Let’s pick up the story at chapter 8. Under Saul’s persecution, followers of Jesus are scattered. From this point on three journeys begin. The first is geographical. Echoing Acts 1.8, believers have to move out from Jerusalem, into Judea and Samaria and, through the conversion of the Ethiopian eunuch, to the ends of the earth. As we have mentioned before, it is always worth paying close attention to geography in Acts, as Luke has set up his second sequel with a strong geographical plot. From Jerusalem to Judea to Samaria to Rome is the grand sweep. This is not only a neat way of organising his material. Luke is making a theological point. Just as we saw him drawing on Isaiah strongly in his gospel (remember Luke 4?), so Isaiah lurks in the background to Acts. Isaiah 40-55 consistently raises the expectation that Israel will be a light among the nations. People from the coastlands, the farthest reaches of the world will come and honour Israel. Here Luke is playing on this expectation but giving it s twist – the new Israel will go out to the nations. Israel will be honoured but not in Jerusalem. As we have seen in the first few chapters, Luke is deconstructing again the symbols of Jerusalem and temple, and relocating them in the church.

The second journey that gets underway is a gradual change of personality. Luke sole focus up till chapter 8 has been the apostles, especially Peter. These chapters mark the transition between Peter and Paul. Having met Saul in chapter 8, Luke flits back and forth between Peter, the original apostle to the Gentiles, to Paul who would become the new apostle to the Gentiles. Luke gradually phases Peter out and focuses on Paul’s ministry to the Gentiles. Quite shocking, not only given Paul’s past life as a persecutor, but also given that Paul had not been ‘with Jesus’. The shift in power documented in these chapters has had a huge impact on Christianity. Paul and his theology comes to dominate (especially in the history of Protestantism) the development of the church and theology, not least the New Testament. How different would the New Testament and how subsequent theology look if it was Peter not Paul who maintained pre-eminence?

The third and final journey is the expansion of the new faith beyond Judaism. Luke organises these chapters very definitely and consciously to chart the movement of Christianity from its Jewish heartlands to an ever more Gentile audience, where believers become progressively less kosher.

This process starts with the conversion of the Ethiopian eunuch, by all accounts already a Jewish convert. Then comes the conversion of Saul. Where? In Damascus, in Samaria, land of the Samaritans. Then comes the conversion of Cornelius, a Roman god fearer (God fearers were not full converts to Judaism but were sympathetic).
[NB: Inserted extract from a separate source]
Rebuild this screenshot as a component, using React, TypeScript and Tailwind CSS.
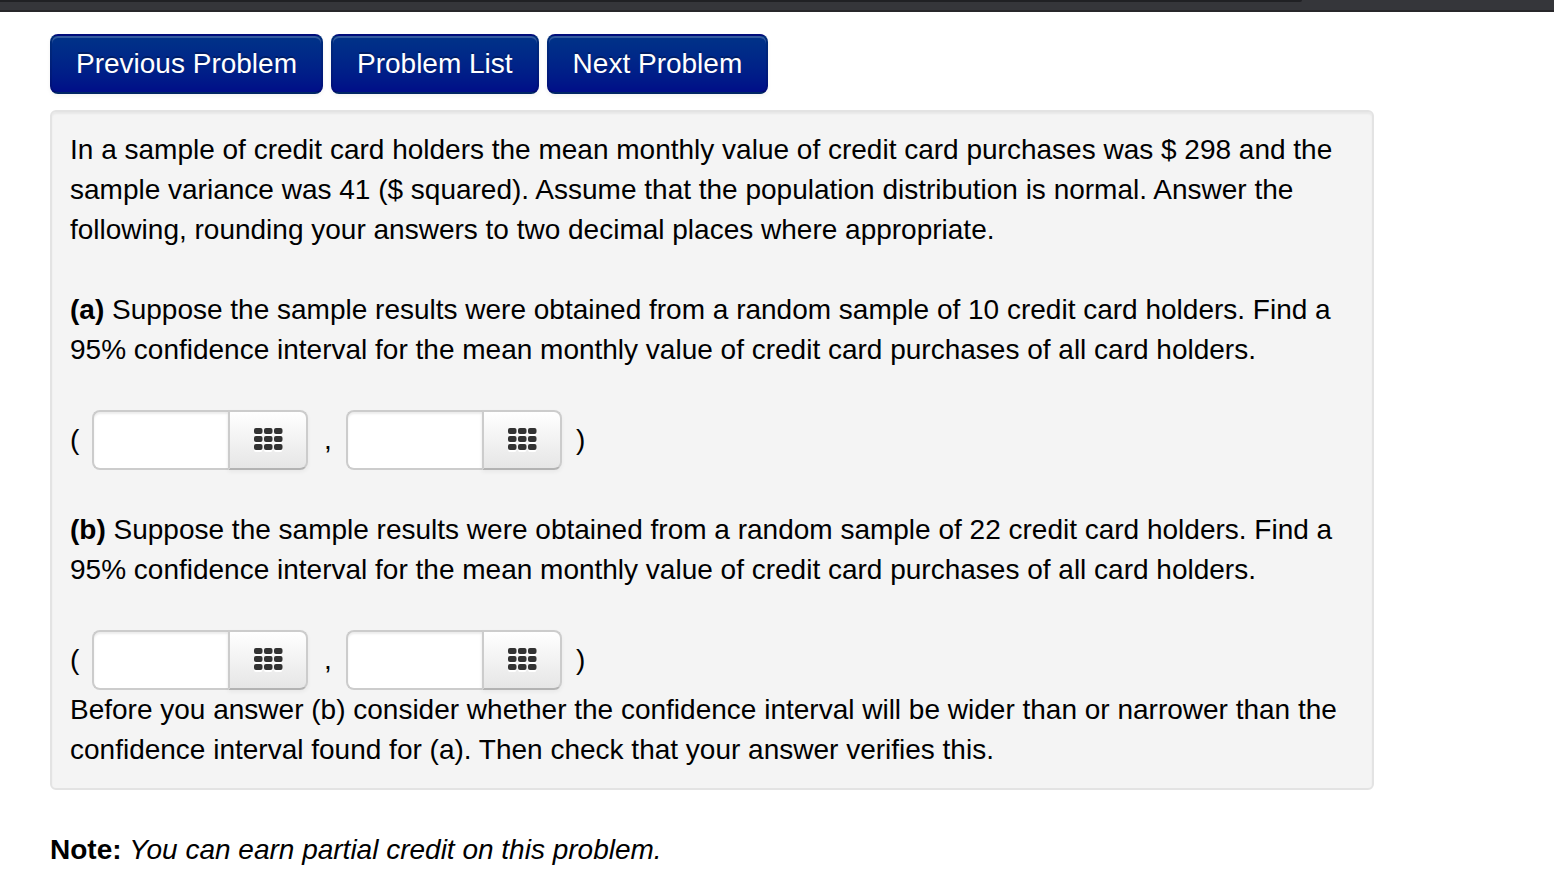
import React from 'react';

const NAV_LINKS = ['Previous Problem', 'Problem List', 'Next Problem'];

function KeypadIcon() {
  return (
    <svg width="30" height="24" viewBox="0 0 30 24" className="overflow-visible" aria-hidden="true">
      {[0, 8, 16].map((y) =>
        [1, 11, 21].map((x) => (
          <g key={`${x}-${y}`}>
            <rect x={x} y={y + 2} width="8.5" height="6" rx="2" fill="#ffffff" />
            <rect x={x} y={y} width="8.5" height="6" rx="2" fill="#333333" />
          </g>
        ))
      )}
    </svg>
  );
}

function AnswerBox({ label }: { label: string }) {
  return (
    <div className="flex h-[60px] w-[216px]">
      <input
        type="text"
        aria-label={label}
        className="min-w-0 flex-1 rounded-l-lg border-2 border-r-0 border-[#cccccc] bg-white px-3 shadow-[inset_0_2px_2px_rgba(0,0,0,0.075)] outline-none"
      />
      <button
        type="button"
        aria-label={`Open equation editor for ${label}`}
        className="flex w-20 items-center justify-center rounded-r-lg border-2 border-[#cccccc] border-b-[#b3b3b3] bg-linear-to-b from-white to-[#e6e6e6] shadow-[inset_0_2px_0_rgba(255,255,255,0.2),0_2px_4px_rgba(0,0,0,0.05)]"
      >
        <KeypadIcon />
      </button>
    </div>
  );
}

function Interval({ part }: { part: string }) {
  return (
    <div className="flex items-center">
      <span className="w-[22px]">(</span>
      <AnswerBox label={`part ${part} lower bound`} />
      <span className="w-[38px] pl-4">,</span>
      <AnswerBox label={`part ${part} upper bound`} />
      <span className="pl-3.5">)</span>
    </div>
  );
}

export default function App() {
  return (
    <div className="min-h-screen bg-white font-['Liberation_Sans',Arial,sans-serif] text-[28px] leading-10 text-black">
      {/* Bottom edge of the browser toolbar */}
      <div className="h-3 border-b-2 border-[#28272a] bg-[#35363a]">
        <div className="mr-[252px] h-0.5 rounded-br-full bg-[#202124]"></div>
      </div>

      <main className="pt-[22px] pr-[180px] pl-[50px]">
        {/* Problem navigation */}
        <nav className="flex gap-2">
          {NAV_LINKS.map((label) => (
            <a
              key={label}
              href="#"
              className="flex h-[60px] items-center rounded-lg border-2 border-black/10 border-b-black/25 bg-linear-to-b from-[#003388] to-[#000d88] px-6 whitespace-nowrap text-white shadow-[inset_0_2px_0_rgba(255,255,255,0.2),0_2px_4px_rgba(0,0,0,0.05)] [text-shadow:0_-2px_0_rgba(0,0,0,0.25)]"
            >
              {label}
            </a>
          ))}
        </nav>

        {/* Problem body */}
        <section className="mt-4 rounded-md border-2 border-[#e3e3e3] bg-[#f4f4f4] p-[18px] shadow-[inset_0_2px_2px_rgba(0,0,0,0.05)]">
          <p>
            In a sample of credit card holders the mean monthly value of credit card purchases was $ 298 and the
            sample variance was 41 ($ squared). Assume that the population distribution is normal. Answer the
            following, rounding your answers to two decimal places where appropriate.
          </p>
          <p className="mt-10 mb-10">
            <b>(a)</b> Suppose the sample results were obtained from a random sample of 10 credit card holders. Find a
            95% confidence interval for the mean monthly value of credit card purchases of all card holders.
          </p>
          <Interval part="a" />
          <p className="mt-10 mb-10">
            <b>(b)</b> Suppose the sample results were obtained from a random sample of 22 credit card holders. Find a
            95% confidence interval for the mean monthly value of credit card purchases of all card holders.
          </p>
          <Interval part="b" />
          <p>
            Before you answer (b) consider whether the confidence interval will be wider than or narrower than the
            confidence interval found for (a). Then check that your answer verifies this.
          </p>
        </section>

        <p className="mt-10">
          <b>Note:</b> <i>You can earn partial credit on this problem.</i>
        </p>
      </main>
    </div>
  );
}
Then finally we get Paul and Barnabas preaching and converting full Gentiles, and even being mistaken for Greek gods!

To understand the significance of this journey, it helps to understand a little of the history of the Jews. For instance, when we read the story of Peter being asked to eat cloven-footed animals, having read through Leviticus and Deuteronomy, we might grasp that this food was forbidden. But what really would have animated this episode in the eyes of Jewish readers, would have been the story found in 4 Maccabbees 4-5 of brave Eleazar who despite horrific torture refused to eat defiled meat.

The Jews had suffered horrific persecution at the hands of the Greeks forcing them to adopt Hellenist culture. Some Jews had gradually accepted the influence of Hellenism, others had fiercely rejected any dilution of their Jewish heritage (these tensions continued into the Christian community, see Luke’s description of the ‘Hellenists’ in these chapters).

So this journey from Jews to Gentiles touched very raw nerves and went to the very heart of what it was to be a Jew. Think of an IRA man wearing orange, or a Glaswegian Protestant wearing the green and white hoops of Celtic, or a Taliban militiaman wearing a silver cross and we are getting at least somewhere near a modern day parallel. No wonder that there was ‘no small dissension and debate with them’.

This journey from Jew to Greek threatened to splinter the early church, as shown by the violent reaction to Paul’s gentile converts. This fracturing was prevented by the Jerusalem Council, with which our passage ends. The sides were set and huge debate followed. We read later in Galatians that Paul took Titus, an uncircumcised Gentile, as a test case. Finally, the council following the wisdom of James, resisted the hard-line Judaizers. They settle on what is essentially a fudge – they would not demand circumcision of the new Gentile believers but they asked them to restrain from things polluted by idols.

This decision - tentative at best, without much decent theology behind it and in which politics no doubt played a substantial role – proved hugely significant. It provided a platform for Paul to continue his ministry and to develop his highly detailed and complex theology. It marked, despite the squabbles, in the midst of personality clashes and politicking, God’s people finally fulfilling their vocation ‘to be a light to the Gentiles, that salvation may be brought to ends of the earth’ (13.47). Much of rest of the New Testament, especially Romans, Galatians, Ephesians, is an exercise in grappling with the dimensions of this decision; how were the Christians to live together as one new people, how were they think about God in the light of this, what could they eat, who could they marry etc.

I am hugely encouraged by these chapters. To me they are full of the realities of human relationships; people who fight, disagree, persecute, don’t understand. But in the midst of this, God’s spirit works. Divine pronouncement and edicts are not handed out on heavenly tablets. Tentative, experience-led, context-bound compromises are settled on which open up new ways of living together, new understandings of the fullness of God’s plan, new creativity and even new ways of being. I am thankful that even from the earliest times Christianity is not an exact science, and that only together facing the realities of life – of both persecution and miraculous escape – that we discern God’s moving among us.

Reflection:

What are the boundaries we have set up, consciously or otherwise, in our communities which mark inclusion or exclusion?

What might being ‘a light to the Gentiles to that you may bring salvation to the ends of the earth’ look like in contemporary British society?

How can we respond faithfully but also creatively to the questions our culture is asking?